Filter the entries, keeping every line with the word "html".

------ Source records

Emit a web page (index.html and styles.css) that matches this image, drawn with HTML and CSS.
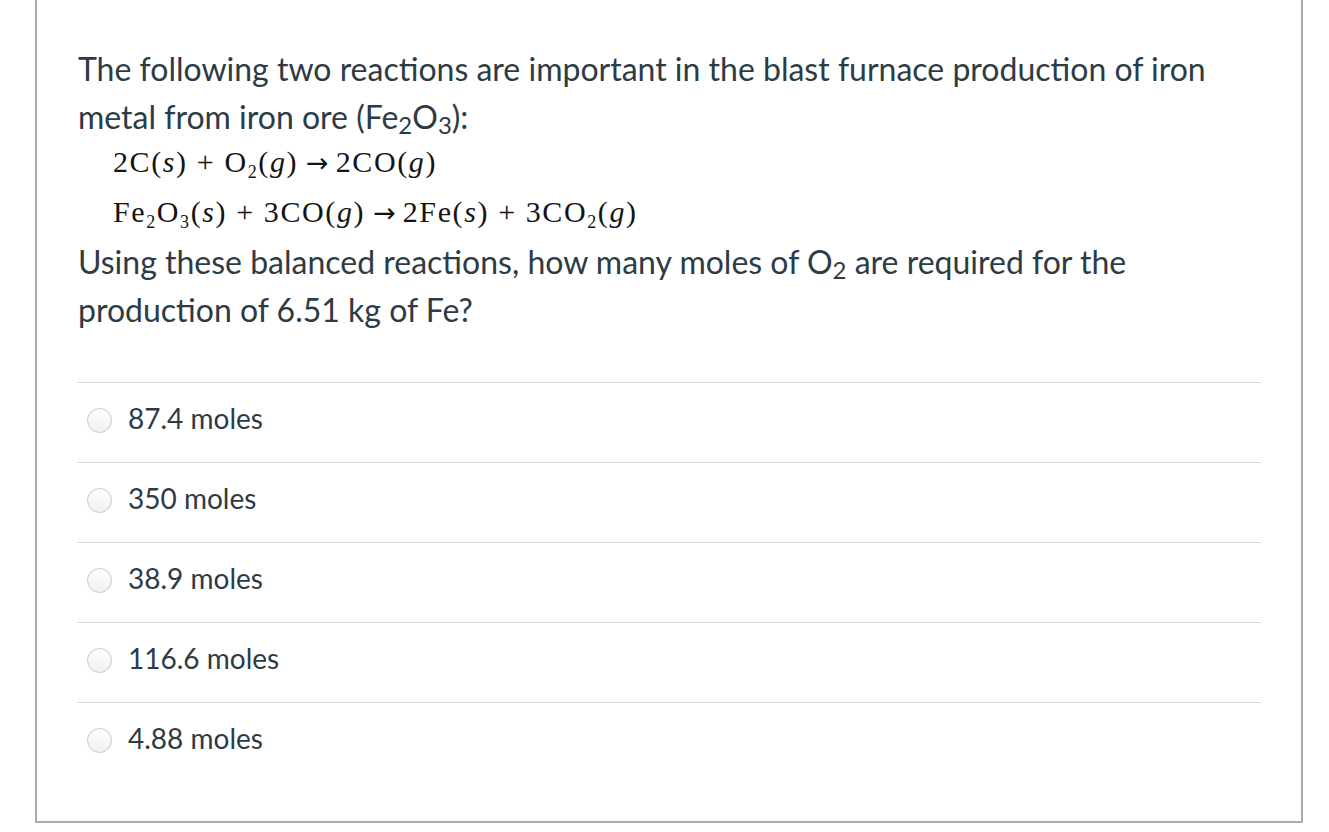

------------
------ Source records

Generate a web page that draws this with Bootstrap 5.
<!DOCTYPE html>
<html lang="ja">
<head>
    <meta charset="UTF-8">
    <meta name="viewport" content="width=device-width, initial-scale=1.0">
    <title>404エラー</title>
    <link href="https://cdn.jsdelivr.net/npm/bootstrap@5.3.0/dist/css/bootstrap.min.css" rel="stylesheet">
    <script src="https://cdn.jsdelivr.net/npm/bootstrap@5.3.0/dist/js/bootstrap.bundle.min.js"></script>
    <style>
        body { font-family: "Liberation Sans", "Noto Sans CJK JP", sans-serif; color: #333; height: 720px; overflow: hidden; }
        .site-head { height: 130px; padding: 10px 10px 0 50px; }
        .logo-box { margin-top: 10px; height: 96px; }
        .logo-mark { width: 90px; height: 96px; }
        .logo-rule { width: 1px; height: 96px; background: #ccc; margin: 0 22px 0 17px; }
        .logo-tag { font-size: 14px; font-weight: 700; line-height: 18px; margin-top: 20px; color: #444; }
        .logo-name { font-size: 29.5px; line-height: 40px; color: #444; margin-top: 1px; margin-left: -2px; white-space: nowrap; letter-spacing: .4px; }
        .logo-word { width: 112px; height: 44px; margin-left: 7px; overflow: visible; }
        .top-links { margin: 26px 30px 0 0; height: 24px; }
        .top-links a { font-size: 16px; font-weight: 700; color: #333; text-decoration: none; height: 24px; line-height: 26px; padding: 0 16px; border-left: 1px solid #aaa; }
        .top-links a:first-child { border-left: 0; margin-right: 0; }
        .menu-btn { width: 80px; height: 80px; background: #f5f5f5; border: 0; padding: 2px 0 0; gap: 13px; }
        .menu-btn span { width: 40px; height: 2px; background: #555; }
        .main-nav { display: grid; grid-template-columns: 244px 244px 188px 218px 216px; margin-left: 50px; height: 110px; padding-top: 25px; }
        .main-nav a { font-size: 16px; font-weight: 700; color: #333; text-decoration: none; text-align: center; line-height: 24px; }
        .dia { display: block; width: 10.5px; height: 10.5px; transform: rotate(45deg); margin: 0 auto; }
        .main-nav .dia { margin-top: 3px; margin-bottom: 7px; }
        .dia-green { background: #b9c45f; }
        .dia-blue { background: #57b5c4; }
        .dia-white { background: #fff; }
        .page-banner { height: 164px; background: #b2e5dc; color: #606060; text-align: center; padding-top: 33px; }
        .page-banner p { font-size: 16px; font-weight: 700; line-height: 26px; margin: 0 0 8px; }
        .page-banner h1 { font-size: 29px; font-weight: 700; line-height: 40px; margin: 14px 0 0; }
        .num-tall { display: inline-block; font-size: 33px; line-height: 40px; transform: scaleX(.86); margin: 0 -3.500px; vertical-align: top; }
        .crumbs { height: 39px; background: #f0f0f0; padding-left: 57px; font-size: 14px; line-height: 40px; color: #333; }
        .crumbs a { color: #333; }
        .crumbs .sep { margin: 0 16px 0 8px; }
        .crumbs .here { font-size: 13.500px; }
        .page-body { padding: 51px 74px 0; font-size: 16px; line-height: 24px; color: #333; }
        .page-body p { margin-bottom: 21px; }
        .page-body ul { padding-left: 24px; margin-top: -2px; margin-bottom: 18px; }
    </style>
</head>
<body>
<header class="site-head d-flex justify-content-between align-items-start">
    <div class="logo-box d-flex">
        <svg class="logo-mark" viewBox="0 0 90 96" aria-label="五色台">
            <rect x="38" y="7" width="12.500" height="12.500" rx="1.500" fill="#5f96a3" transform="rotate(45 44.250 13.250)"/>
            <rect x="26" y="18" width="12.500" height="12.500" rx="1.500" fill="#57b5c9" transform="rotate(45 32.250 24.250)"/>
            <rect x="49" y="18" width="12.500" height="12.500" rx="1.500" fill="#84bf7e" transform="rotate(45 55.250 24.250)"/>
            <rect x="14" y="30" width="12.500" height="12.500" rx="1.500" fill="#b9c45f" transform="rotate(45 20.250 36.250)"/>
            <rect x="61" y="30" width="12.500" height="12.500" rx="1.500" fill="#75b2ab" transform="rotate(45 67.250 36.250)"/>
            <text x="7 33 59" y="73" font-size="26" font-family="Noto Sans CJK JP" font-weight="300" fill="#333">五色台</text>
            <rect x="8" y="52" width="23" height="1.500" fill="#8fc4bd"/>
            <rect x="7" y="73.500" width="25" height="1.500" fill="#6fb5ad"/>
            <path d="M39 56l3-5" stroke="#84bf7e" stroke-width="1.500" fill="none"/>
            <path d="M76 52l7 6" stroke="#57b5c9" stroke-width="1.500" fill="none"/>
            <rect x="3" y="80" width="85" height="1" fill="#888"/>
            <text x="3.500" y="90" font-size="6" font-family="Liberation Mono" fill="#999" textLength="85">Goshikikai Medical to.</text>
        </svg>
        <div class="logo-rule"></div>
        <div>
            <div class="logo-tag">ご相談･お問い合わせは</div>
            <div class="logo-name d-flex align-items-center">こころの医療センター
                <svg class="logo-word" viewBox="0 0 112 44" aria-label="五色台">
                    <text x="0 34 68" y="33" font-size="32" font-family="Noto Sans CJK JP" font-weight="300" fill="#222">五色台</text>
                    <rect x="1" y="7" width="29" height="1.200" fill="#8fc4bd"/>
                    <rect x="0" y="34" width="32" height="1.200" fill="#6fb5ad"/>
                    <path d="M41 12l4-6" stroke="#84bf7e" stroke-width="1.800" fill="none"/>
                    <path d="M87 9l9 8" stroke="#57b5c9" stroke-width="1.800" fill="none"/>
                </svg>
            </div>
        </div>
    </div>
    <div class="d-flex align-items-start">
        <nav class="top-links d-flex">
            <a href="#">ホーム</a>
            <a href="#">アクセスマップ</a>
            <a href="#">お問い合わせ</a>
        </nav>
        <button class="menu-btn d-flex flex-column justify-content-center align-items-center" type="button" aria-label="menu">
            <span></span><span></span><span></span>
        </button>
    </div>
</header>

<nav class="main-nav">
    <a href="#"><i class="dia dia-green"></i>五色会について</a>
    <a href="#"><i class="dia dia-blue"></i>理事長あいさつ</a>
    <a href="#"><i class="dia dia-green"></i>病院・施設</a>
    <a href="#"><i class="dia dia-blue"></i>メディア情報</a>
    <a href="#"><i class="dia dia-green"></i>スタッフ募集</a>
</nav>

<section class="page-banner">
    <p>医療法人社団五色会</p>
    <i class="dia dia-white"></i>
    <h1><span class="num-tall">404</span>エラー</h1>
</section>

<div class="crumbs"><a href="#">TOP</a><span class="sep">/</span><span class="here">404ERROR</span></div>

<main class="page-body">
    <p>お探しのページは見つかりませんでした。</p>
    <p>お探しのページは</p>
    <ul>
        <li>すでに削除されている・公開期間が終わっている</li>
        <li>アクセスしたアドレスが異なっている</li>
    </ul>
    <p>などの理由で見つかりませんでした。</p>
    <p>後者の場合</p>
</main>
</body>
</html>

------------

**Full solution**
Emit a web page (index.html and styles.css) that matches this image, drawn with HTML and CSS.
<!DOCTYPE html>
<html lang="ja">
</html>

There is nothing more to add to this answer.